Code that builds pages
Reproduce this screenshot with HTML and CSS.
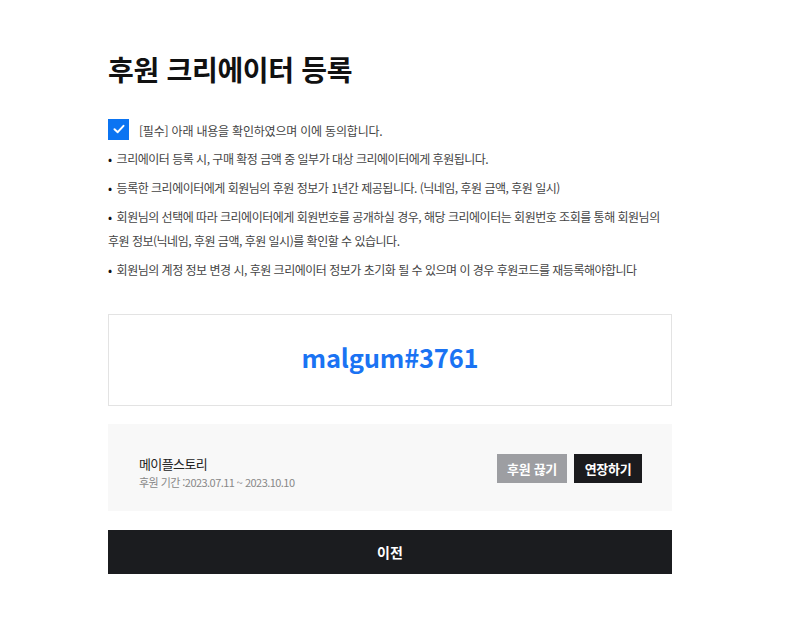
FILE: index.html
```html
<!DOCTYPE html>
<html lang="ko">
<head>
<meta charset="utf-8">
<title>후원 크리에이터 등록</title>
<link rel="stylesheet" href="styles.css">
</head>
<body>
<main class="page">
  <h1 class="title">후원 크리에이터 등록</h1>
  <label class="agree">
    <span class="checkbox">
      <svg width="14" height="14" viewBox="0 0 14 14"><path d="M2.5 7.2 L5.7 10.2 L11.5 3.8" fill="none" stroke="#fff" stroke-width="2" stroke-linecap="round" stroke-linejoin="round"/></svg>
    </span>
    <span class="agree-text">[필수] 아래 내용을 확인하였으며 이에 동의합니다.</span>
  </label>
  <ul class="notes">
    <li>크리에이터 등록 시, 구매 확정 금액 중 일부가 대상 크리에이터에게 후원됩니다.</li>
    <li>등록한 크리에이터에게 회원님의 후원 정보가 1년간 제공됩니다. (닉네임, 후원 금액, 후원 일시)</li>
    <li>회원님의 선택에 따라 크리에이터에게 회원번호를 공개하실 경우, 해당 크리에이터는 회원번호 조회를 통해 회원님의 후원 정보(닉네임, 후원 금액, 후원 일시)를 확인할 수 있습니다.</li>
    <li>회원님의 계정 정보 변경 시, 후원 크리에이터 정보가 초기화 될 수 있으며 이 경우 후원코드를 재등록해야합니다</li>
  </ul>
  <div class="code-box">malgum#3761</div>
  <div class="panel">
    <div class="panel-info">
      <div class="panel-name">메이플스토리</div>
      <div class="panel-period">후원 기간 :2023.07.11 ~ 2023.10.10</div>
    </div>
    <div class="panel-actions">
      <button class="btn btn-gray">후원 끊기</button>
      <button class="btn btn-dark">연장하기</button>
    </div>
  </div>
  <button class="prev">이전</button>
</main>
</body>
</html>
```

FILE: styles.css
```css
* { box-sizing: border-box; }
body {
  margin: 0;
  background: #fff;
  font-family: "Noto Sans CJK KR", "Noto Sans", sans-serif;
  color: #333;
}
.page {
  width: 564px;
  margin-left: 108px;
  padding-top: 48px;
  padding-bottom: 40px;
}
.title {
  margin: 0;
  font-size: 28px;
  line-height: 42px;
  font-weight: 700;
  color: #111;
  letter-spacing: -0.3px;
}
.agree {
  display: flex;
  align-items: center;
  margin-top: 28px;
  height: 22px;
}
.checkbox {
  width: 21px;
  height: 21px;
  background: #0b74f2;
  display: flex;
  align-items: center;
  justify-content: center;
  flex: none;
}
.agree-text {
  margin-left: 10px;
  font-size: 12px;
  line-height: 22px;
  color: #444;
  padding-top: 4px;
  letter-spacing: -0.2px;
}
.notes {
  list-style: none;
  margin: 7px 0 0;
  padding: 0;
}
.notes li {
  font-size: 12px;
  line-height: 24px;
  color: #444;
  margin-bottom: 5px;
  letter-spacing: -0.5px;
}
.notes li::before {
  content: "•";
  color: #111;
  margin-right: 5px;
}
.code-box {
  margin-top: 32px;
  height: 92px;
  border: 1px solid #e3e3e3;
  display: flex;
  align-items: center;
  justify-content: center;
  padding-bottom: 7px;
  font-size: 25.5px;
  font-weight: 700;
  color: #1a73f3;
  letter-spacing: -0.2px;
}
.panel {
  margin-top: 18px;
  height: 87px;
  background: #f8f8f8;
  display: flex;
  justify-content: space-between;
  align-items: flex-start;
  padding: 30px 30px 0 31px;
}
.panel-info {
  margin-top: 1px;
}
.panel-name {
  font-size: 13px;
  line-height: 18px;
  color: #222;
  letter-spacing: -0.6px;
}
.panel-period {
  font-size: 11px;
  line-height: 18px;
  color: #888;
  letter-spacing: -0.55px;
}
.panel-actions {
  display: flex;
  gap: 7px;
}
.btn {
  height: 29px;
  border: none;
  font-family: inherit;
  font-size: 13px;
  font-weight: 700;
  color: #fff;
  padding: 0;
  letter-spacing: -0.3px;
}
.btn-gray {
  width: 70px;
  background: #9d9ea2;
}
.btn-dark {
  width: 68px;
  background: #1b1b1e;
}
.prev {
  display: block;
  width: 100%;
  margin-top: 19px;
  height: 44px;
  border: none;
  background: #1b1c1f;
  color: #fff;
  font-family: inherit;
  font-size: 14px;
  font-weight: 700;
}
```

--

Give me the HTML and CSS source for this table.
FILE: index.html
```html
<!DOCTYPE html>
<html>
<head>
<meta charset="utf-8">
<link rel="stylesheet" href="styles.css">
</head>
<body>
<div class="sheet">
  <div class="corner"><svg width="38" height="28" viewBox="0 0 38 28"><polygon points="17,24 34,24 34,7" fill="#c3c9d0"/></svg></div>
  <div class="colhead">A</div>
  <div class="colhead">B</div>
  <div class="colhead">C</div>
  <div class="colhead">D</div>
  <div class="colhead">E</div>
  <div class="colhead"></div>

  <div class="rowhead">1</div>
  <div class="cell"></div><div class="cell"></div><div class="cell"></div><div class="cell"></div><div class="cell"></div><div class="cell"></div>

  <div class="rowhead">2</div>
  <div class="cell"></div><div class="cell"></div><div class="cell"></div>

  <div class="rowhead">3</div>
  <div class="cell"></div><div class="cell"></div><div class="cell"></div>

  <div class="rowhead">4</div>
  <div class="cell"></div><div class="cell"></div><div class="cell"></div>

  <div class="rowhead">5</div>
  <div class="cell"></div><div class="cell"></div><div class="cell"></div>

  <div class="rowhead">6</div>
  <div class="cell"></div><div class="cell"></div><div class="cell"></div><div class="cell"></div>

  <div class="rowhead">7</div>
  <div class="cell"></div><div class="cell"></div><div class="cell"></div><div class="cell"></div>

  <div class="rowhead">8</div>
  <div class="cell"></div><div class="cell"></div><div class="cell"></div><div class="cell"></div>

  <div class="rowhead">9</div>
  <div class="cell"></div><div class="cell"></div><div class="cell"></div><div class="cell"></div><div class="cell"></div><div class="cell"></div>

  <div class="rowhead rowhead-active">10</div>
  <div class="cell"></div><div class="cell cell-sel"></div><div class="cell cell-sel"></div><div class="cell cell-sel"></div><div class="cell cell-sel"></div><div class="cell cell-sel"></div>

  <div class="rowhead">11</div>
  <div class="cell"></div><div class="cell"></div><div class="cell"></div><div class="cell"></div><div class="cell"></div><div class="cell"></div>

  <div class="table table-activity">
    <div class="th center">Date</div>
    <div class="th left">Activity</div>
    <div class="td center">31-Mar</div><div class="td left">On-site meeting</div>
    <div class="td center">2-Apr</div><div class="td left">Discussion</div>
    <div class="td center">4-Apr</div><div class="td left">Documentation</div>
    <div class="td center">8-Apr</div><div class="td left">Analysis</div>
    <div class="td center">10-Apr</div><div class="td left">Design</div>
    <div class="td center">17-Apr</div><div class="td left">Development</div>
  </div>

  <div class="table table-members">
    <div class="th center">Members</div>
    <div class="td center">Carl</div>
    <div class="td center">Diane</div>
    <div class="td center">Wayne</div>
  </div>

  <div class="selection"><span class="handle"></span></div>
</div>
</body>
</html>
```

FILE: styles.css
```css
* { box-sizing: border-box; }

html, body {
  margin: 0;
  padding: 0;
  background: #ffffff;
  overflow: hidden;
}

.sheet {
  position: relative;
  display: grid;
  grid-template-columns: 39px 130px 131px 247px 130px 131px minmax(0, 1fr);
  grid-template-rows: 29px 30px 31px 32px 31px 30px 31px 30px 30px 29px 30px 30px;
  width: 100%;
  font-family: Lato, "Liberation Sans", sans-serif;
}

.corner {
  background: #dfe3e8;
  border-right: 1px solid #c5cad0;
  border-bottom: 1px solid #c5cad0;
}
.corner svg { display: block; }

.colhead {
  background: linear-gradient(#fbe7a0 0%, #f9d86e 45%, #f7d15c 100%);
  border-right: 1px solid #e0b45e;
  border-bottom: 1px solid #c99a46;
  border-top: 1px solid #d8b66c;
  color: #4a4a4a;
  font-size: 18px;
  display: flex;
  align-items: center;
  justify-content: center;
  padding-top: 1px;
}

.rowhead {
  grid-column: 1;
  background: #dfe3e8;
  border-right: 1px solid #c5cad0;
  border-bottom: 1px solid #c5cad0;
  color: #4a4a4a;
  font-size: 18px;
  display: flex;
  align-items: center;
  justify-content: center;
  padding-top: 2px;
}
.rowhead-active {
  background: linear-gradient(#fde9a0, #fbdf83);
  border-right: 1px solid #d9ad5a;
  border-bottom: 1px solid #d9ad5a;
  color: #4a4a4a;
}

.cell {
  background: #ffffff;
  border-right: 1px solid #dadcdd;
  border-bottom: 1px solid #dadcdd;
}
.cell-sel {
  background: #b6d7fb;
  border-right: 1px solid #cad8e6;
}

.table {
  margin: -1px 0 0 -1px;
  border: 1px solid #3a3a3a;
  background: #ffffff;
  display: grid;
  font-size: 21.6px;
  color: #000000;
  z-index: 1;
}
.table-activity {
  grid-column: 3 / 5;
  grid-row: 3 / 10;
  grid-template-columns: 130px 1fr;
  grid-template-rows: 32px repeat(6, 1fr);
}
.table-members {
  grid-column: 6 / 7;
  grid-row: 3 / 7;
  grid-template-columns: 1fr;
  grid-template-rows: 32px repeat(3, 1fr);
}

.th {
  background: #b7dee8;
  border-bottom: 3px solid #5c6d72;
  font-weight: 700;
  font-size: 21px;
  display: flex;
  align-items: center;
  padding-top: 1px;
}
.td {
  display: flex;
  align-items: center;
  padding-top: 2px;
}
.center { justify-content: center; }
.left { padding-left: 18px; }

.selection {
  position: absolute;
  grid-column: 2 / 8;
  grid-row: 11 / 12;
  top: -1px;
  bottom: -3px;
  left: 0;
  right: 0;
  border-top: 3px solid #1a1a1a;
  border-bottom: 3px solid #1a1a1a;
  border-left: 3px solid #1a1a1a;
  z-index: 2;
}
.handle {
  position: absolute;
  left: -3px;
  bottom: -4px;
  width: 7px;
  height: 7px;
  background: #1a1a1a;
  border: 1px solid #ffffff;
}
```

What to work on: Extract each line holding the string "this".

Expected answer:
Reproduce this screenshot with HTML and CSS.
Give me the HTML and CSS source for this table.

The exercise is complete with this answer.